◆ Work to complete
Look through the material below. Copy every line with the string "this" in it.
═══ Data section ═══
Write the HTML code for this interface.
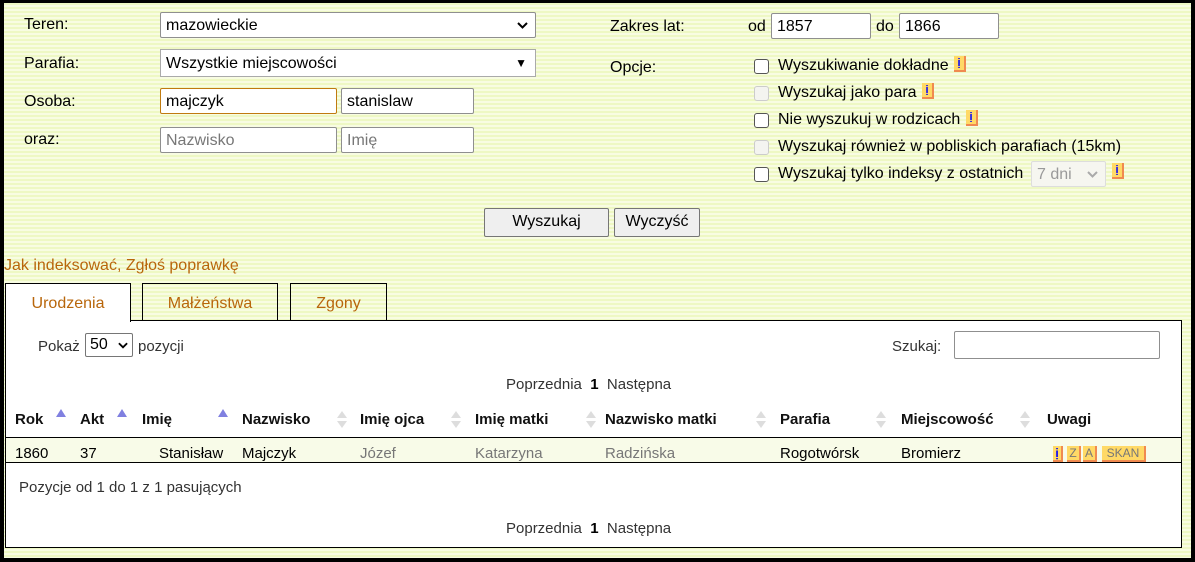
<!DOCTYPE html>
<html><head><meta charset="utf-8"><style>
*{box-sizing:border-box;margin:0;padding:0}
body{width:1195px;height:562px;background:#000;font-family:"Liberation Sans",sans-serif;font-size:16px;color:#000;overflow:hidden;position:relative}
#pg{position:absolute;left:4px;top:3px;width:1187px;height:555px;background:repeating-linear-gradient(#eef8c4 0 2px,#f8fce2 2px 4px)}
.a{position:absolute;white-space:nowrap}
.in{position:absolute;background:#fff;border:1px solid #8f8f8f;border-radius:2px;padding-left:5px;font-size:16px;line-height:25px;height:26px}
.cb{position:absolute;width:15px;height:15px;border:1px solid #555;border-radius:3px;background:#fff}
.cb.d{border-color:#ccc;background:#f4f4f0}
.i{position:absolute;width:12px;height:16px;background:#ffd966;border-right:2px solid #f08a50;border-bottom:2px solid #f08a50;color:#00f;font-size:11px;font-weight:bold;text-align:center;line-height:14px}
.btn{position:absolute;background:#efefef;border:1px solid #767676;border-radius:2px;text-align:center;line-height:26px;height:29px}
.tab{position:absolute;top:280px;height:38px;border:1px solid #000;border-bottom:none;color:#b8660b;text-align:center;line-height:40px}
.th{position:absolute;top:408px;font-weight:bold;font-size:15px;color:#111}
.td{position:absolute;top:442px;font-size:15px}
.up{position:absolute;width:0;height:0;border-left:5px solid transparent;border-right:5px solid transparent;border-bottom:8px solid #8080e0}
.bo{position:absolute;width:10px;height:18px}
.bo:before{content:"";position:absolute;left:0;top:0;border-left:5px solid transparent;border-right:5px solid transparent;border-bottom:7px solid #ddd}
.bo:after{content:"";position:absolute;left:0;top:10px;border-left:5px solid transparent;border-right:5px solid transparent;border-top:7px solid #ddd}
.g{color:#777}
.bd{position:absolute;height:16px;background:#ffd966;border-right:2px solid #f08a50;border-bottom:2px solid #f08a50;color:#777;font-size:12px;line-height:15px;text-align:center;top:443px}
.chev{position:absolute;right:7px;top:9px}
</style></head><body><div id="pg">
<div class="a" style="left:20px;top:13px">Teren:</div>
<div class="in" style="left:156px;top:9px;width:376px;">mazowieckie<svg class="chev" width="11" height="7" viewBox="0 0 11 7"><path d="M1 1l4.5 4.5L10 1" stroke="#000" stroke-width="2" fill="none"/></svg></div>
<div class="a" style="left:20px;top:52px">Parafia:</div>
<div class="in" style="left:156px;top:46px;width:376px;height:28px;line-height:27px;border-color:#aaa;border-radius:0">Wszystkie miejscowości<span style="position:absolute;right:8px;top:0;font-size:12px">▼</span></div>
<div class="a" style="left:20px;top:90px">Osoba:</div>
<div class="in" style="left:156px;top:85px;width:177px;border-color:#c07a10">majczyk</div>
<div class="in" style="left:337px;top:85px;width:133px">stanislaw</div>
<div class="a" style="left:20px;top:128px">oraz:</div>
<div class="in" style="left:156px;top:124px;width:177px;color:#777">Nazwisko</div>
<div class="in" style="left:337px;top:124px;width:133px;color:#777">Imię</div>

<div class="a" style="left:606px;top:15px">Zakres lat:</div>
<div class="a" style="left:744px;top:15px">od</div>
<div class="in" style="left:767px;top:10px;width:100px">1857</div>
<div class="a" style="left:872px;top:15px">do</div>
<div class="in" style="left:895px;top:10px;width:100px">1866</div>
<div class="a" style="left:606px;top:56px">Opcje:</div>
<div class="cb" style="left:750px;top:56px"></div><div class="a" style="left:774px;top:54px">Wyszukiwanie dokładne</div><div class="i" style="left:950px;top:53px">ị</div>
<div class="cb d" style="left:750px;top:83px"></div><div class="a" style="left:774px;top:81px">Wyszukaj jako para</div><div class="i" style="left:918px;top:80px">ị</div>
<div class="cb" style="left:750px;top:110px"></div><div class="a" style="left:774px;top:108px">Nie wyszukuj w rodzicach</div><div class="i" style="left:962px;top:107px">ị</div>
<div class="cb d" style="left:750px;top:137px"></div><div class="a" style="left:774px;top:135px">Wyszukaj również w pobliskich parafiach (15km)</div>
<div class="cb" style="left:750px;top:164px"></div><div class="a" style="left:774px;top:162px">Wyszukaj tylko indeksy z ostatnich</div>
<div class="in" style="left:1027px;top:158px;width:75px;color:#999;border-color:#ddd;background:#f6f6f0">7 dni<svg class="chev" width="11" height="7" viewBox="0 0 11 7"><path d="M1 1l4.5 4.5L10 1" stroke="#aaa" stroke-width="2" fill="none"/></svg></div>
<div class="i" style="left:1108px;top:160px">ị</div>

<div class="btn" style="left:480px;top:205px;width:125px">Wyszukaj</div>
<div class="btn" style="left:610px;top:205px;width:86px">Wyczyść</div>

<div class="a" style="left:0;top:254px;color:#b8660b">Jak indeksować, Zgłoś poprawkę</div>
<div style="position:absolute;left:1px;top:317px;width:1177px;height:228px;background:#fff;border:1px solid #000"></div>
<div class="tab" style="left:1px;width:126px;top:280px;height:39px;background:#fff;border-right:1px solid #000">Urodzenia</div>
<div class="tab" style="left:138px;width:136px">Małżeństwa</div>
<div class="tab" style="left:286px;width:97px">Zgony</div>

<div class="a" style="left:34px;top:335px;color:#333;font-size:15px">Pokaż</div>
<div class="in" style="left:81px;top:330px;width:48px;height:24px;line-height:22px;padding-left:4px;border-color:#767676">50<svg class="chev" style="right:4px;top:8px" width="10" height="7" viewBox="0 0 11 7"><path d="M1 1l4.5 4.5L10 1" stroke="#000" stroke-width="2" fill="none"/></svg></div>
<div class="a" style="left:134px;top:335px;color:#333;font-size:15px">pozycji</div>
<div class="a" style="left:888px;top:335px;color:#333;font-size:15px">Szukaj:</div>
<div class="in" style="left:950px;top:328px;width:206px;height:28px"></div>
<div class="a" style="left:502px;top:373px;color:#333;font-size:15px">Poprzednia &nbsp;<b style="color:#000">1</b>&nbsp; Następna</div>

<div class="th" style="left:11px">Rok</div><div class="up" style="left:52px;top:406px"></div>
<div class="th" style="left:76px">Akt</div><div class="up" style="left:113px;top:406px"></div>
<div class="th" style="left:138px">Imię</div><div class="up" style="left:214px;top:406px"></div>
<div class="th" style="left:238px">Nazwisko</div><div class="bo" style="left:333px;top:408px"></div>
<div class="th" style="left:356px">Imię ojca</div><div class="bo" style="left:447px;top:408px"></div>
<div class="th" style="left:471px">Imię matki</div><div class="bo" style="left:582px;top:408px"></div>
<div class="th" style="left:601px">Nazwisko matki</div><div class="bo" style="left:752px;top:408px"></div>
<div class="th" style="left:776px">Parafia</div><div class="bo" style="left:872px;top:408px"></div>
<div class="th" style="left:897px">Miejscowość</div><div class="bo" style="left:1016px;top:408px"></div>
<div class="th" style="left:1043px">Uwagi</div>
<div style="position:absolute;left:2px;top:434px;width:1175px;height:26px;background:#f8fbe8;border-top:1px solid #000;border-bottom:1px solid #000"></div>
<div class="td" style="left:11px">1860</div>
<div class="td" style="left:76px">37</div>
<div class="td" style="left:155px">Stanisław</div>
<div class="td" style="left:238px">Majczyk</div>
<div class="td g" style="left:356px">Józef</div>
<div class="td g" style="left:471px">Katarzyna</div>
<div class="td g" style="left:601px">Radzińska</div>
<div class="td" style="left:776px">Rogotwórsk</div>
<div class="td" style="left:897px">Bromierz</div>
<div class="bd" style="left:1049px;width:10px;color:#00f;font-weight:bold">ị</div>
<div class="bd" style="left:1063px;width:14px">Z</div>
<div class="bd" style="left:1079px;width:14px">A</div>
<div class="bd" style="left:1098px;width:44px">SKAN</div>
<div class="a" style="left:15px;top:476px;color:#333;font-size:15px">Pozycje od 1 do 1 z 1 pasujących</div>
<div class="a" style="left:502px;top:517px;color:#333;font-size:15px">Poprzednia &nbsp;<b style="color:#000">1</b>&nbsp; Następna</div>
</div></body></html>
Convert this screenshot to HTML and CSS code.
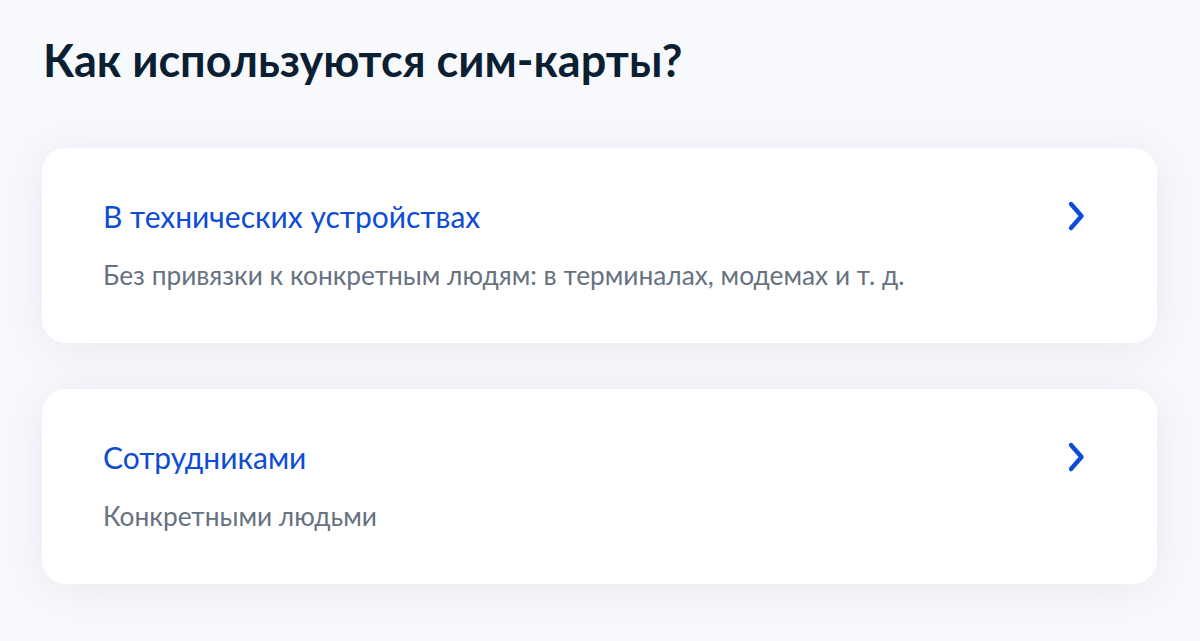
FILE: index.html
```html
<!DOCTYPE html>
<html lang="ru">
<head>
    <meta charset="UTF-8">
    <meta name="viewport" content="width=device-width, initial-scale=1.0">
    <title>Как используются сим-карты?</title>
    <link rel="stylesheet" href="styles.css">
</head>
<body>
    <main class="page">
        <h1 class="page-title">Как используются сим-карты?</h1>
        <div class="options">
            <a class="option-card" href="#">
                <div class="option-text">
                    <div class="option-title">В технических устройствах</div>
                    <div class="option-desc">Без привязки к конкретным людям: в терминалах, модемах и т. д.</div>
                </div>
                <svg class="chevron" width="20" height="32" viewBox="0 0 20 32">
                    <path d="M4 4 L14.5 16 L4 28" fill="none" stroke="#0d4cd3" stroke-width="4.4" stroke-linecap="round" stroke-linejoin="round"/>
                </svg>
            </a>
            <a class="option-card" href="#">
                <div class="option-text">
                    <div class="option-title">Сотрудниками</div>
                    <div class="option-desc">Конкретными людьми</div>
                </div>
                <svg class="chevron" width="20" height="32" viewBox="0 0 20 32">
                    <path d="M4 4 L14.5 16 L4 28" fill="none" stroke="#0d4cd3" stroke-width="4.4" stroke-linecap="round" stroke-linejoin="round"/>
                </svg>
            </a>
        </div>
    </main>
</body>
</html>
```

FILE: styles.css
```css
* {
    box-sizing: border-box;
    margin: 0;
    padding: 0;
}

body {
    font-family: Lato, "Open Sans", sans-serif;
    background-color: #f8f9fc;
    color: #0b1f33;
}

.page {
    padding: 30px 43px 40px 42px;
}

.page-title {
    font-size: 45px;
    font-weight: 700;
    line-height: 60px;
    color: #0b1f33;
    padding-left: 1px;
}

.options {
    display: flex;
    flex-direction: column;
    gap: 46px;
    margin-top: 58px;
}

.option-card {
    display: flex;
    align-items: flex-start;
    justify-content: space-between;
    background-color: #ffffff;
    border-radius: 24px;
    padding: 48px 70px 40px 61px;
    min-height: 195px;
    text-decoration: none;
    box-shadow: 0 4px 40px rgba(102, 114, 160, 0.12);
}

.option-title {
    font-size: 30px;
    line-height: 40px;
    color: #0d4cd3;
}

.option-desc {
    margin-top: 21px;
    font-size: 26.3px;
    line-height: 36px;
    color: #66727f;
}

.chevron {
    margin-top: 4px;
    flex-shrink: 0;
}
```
═══
◆ Exercise result
Write the HTML code for this interface.
Convert this screenshot to HTML and CSS code.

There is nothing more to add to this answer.